The NFL is working toward banning the use of racial slurs during games, particularly the N-word. The proposal has drawn mixed reaction from current players. On Monday, Richard Sherman told Sports Illustrated’s Peter King that he would be extremely opposed to the rule.
“It’s an atrocious idea,” Sherman said. “It’s almost racist, to me. It’s weird they’re targeting one specific word. Why wouldn’t all curse words be banned then?”
I don’t know about all curse words, but I agree with Sherman that only banning the N-word and not other racial slurs would not make sense. What I don’t agree with is his assertion that pronouncing the “-er” at the end of the word is what makes it racist. Sherman said that finishing the word with “-a” is not disrespectful when used among African-American players.
“It’s in the locker room and on the field at all times,” he added. “I hear it almost every series out there on the field.”
So calling someone a thug is the equivalent of using the N-word but pronouncing it with an “-a” on the end makes it a different word altogether? Come on now.
King also asked two other African-American for their opinion on the impending rule. Tennessee Titans cornerback Jason McCourty agreed with Sherman, saying the N-word is so common that it’s the equivalent of calling someone “bro” or “man.” Free agent linebacker D’Qwell Jackson disagreed.
“Ultimately, if the NFL can get it done, it’s great for our game.
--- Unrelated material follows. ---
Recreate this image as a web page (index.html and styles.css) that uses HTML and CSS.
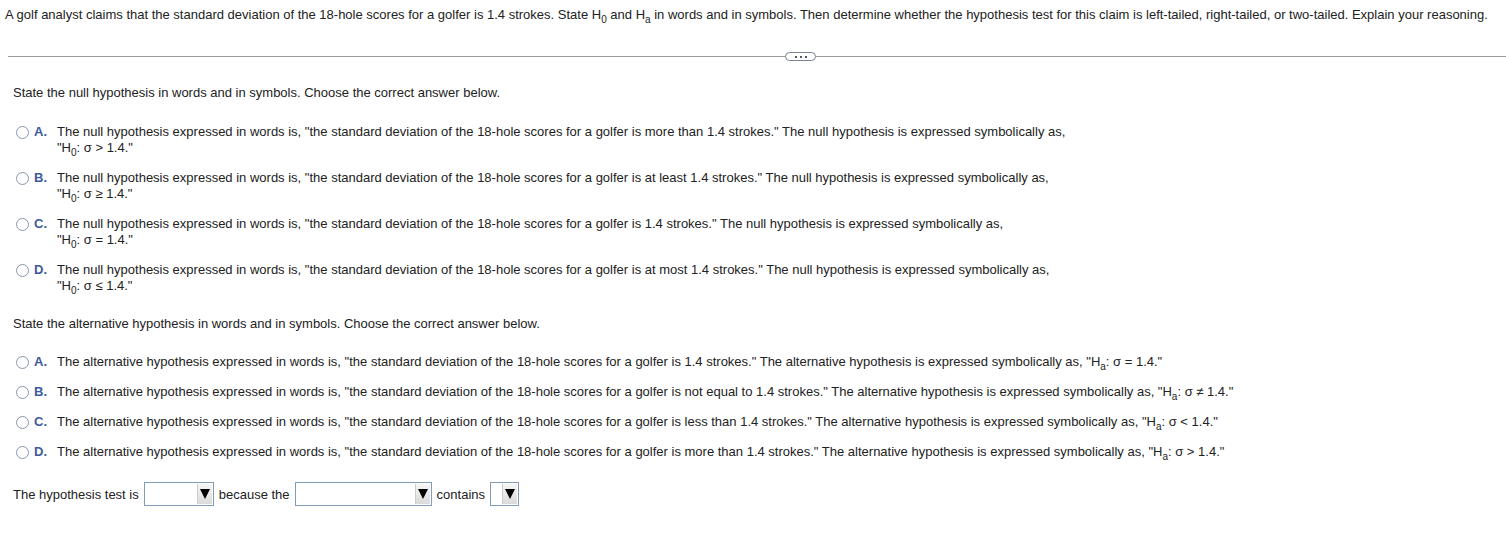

But I think refs have a hard enough time officiating the game now,” Jackson said. “Now they’d be asked to police language?”
Enforcing the rule would be the challenging part, and it’s looking like players could initially be given a warning for using it and then assessed a penalty if it happens a second time.
I’m white, so I obviously don’t understand both sides of the argument. I just don’t agree with the “-er” vs. “-a” argument. It’s the same word pronounced differently. I’ve heard plenty of Bostonians use the “-a” pronunciation in a derogatory manner. That said, banning it altogether would be incredibly difficult. Pittsburgh Steelers co-chairman Dan Rooney already tried that, and the team only respected his request for a day. It’s part of the culture that would be difficult to change.